§ Your instructions
From the listing below, pull out every line where the string "screenshot" appears.

(Stored records)

========

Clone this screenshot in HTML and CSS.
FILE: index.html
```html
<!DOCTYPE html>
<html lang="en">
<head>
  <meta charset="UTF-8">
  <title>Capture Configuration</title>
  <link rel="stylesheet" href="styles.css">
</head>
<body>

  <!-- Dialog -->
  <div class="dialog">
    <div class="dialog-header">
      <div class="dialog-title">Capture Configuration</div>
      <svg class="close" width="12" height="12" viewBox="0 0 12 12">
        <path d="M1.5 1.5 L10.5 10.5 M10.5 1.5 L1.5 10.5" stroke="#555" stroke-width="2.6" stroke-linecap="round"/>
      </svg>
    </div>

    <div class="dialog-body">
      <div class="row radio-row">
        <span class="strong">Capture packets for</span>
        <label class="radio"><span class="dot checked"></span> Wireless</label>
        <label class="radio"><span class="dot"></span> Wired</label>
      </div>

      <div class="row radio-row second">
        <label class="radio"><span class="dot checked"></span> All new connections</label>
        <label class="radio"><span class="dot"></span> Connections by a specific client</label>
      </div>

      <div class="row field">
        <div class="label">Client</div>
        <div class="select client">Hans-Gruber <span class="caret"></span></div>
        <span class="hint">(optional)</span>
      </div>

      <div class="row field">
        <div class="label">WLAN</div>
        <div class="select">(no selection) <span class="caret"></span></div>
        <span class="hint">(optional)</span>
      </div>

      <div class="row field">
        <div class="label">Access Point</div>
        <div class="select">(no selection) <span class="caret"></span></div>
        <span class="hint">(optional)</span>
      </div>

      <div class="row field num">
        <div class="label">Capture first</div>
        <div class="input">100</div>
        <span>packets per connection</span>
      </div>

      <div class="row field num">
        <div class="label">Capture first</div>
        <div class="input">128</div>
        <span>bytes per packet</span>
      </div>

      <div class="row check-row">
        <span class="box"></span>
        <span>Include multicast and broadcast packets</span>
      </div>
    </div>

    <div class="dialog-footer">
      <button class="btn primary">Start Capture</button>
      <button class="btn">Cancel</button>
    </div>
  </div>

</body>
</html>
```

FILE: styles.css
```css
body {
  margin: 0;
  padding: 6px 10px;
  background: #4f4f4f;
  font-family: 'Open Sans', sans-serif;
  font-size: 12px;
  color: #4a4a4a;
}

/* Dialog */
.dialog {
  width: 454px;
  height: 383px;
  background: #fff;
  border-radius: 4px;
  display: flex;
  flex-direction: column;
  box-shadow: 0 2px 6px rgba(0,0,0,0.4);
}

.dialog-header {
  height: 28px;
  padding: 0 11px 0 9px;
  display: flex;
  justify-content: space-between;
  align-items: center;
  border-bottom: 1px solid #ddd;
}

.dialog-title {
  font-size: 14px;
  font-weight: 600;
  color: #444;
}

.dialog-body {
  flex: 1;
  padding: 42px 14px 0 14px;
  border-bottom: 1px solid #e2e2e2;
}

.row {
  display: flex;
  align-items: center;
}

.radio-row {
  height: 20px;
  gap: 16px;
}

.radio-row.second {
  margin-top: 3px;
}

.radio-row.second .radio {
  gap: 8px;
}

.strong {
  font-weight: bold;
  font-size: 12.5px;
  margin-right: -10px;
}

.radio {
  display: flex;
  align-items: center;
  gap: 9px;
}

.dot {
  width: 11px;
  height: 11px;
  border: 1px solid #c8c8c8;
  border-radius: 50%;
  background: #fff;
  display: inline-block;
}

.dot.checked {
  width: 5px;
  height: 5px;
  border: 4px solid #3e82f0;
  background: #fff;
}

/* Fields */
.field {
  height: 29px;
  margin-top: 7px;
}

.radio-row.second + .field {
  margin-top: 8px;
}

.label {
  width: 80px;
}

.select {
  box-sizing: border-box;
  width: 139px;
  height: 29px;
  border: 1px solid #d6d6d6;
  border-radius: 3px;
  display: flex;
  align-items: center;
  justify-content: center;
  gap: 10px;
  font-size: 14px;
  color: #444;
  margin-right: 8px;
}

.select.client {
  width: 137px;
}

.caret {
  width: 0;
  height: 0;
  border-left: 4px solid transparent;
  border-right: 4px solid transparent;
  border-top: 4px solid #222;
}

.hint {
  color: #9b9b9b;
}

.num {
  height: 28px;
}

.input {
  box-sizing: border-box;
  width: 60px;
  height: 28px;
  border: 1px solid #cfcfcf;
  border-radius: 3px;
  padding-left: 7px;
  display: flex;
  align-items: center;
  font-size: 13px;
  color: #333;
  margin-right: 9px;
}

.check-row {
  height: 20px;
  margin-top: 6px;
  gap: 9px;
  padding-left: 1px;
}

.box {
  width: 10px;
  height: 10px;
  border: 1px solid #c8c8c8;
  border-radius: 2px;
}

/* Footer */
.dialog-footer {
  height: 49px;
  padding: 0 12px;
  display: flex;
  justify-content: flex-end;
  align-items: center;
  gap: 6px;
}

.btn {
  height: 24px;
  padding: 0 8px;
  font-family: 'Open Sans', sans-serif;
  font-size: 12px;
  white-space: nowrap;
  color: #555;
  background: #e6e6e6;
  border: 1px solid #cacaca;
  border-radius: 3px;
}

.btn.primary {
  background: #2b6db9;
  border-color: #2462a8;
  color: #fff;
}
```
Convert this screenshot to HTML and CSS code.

========

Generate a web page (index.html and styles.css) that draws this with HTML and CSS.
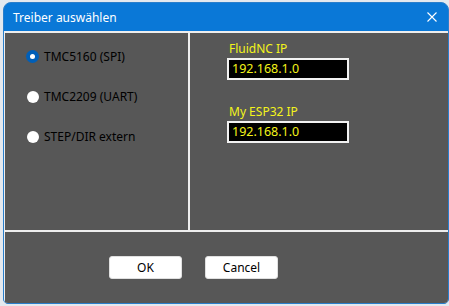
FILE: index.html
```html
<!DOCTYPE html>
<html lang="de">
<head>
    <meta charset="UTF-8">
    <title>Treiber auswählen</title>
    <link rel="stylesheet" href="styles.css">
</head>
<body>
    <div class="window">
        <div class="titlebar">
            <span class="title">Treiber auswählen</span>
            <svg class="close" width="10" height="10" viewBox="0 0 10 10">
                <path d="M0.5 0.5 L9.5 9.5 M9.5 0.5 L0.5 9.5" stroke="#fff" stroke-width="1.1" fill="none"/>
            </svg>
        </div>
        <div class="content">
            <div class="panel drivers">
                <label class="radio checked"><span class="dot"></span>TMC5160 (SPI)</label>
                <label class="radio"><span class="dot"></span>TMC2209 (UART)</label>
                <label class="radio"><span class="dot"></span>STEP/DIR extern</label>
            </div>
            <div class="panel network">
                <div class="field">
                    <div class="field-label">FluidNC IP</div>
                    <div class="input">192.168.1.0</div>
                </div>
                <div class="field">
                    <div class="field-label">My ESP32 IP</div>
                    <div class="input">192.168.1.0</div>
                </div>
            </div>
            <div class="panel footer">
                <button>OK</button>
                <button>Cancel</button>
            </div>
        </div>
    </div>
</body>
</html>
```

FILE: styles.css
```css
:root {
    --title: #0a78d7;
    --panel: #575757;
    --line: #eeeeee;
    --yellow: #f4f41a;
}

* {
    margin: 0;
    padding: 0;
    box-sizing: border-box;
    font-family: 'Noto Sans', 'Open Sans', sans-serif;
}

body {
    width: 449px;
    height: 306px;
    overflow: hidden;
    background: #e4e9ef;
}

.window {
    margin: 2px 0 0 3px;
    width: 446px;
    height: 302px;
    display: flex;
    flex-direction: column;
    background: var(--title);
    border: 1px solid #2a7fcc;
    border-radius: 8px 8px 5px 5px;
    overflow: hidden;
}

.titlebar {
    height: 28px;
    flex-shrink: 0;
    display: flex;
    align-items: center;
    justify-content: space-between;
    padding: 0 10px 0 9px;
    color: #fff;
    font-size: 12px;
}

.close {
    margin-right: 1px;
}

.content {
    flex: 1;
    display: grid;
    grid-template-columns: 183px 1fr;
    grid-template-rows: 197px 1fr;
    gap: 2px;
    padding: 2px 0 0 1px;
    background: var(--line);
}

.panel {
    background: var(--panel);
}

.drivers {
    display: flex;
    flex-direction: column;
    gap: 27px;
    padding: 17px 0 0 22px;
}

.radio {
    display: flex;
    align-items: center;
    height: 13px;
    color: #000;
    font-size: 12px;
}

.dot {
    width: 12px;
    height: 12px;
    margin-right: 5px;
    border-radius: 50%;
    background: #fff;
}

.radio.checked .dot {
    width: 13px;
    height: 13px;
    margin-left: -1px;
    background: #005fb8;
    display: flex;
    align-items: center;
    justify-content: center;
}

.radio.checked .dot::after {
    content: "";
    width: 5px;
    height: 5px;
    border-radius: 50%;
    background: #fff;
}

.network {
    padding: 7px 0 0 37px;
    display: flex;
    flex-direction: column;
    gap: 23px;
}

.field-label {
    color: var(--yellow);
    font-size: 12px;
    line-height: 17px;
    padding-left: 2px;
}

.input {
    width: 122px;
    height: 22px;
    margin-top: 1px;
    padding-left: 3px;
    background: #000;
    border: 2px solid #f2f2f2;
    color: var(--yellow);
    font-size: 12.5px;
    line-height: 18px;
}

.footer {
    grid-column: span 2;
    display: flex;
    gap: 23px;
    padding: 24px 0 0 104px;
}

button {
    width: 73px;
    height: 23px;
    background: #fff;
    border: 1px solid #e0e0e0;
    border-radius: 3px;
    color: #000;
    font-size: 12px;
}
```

========

§ Answer to the exercise
Clone this screenshot in HTML and CSS.
Convert this screenshot to HTML and CSS code.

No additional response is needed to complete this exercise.